From the entries below, copy every line holding the word "TypeScript".

-- Begin INFORMATION PROVIDED --

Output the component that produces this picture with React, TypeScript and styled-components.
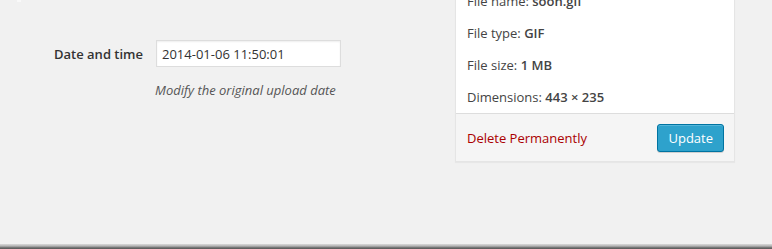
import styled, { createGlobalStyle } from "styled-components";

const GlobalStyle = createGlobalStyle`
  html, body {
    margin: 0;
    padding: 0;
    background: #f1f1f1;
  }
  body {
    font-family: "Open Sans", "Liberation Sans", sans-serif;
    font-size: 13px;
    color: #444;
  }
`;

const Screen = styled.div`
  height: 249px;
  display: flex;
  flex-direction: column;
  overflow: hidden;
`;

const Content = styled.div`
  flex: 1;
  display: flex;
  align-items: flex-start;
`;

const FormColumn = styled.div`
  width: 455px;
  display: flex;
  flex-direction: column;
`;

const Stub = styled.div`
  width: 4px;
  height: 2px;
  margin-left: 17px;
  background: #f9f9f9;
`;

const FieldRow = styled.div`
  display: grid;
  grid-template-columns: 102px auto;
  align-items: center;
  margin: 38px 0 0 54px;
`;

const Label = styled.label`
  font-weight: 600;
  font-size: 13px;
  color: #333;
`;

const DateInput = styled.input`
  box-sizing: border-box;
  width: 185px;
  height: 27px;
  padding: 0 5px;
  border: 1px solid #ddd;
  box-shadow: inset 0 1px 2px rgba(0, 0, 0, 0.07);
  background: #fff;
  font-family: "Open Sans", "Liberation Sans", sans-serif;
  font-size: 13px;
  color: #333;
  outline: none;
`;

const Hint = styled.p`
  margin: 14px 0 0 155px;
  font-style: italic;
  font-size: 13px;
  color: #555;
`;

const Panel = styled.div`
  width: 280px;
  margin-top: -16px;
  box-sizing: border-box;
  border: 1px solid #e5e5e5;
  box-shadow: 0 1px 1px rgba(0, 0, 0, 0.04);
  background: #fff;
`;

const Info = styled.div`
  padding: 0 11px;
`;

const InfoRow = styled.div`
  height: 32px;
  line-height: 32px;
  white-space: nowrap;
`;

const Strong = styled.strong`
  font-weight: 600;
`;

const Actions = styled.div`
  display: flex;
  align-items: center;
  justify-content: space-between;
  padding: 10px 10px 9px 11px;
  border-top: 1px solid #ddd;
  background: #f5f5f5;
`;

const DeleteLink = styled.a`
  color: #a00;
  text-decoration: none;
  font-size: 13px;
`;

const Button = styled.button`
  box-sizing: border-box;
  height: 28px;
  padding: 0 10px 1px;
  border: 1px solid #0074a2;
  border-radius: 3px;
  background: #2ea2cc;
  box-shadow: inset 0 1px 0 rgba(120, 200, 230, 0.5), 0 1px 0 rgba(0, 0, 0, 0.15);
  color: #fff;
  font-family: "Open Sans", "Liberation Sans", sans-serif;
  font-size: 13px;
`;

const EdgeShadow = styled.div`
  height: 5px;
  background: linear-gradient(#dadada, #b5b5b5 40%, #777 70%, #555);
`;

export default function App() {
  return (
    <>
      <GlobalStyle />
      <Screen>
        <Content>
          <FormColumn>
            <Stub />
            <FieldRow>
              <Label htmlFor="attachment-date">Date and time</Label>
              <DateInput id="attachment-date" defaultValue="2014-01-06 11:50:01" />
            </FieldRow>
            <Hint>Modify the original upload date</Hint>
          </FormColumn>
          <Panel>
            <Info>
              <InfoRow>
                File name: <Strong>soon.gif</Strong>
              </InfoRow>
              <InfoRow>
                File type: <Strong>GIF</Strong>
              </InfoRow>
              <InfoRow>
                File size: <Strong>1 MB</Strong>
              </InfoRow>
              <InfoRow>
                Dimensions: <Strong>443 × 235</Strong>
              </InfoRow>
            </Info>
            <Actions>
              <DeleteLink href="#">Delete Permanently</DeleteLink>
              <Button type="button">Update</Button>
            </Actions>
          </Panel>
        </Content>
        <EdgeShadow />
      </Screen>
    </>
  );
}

-- End INFORMATION PROVIDED --
-- Begin INFORMATION PROVIDED --

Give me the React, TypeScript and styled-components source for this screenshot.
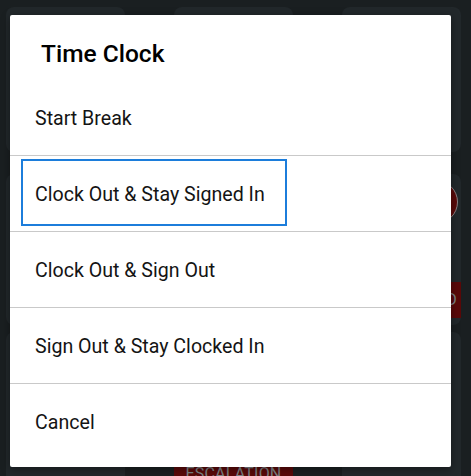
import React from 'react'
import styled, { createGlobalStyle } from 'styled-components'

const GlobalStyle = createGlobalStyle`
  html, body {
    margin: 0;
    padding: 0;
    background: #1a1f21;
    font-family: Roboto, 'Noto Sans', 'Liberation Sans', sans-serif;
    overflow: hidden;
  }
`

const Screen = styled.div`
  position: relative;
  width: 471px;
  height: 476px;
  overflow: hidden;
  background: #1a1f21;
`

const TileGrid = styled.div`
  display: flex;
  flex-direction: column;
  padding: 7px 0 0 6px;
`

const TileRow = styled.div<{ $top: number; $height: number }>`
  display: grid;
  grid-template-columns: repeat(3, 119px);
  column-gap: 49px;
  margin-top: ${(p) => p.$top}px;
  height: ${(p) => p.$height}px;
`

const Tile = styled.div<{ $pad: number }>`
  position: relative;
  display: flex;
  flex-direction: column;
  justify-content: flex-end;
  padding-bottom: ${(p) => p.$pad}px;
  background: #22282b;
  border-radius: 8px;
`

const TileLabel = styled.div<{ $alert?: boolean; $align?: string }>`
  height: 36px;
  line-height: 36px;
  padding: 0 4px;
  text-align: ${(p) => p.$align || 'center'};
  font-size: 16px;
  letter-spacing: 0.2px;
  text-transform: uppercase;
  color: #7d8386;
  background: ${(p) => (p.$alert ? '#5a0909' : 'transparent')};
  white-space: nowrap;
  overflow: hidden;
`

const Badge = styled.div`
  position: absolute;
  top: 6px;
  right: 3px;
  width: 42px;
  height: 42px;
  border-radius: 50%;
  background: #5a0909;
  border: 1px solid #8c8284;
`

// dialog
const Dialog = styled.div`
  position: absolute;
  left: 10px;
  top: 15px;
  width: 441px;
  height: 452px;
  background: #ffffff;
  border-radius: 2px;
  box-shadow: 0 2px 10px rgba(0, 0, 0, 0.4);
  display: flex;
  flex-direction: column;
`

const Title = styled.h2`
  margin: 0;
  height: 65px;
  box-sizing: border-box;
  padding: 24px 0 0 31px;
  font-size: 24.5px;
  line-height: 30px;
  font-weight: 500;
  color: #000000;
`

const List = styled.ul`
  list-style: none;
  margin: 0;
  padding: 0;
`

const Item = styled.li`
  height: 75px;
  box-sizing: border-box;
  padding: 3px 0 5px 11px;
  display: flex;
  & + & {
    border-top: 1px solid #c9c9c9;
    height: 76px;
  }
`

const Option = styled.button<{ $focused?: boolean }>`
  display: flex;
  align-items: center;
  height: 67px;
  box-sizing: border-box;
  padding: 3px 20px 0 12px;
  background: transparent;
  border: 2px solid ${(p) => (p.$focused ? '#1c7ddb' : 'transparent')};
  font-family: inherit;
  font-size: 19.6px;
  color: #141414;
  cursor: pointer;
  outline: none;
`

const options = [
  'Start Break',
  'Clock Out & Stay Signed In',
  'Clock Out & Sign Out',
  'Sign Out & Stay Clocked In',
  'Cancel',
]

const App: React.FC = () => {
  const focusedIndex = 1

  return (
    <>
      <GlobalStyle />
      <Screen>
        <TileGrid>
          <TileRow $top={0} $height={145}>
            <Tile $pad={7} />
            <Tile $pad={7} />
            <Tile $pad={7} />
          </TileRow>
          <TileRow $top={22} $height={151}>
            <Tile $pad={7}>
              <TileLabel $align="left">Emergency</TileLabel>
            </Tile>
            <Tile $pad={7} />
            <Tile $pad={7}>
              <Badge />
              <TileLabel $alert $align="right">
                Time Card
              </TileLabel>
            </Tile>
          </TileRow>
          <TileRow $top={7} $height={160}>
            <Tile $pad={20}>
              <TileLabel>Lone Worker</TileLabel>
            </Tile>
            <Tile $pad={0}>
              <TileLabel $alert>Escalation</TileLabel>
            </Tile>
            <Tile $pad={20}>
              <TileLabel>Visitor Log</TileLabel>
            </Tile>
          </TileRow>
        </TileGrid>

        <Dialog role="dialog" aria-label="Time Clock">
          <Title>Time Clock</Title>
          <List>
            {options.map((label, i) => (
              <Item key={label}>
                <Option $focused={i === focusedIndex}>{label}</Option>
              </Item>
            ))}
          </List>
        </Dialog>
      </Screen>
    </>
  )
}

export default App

-- End INFORMATION PROVIDED --

WRITTEN SOLUTION:
Output the component that produces this picture with React, TypeScript and styled-components.
Give me the React, TypeScript and styled-components source for this screenshot.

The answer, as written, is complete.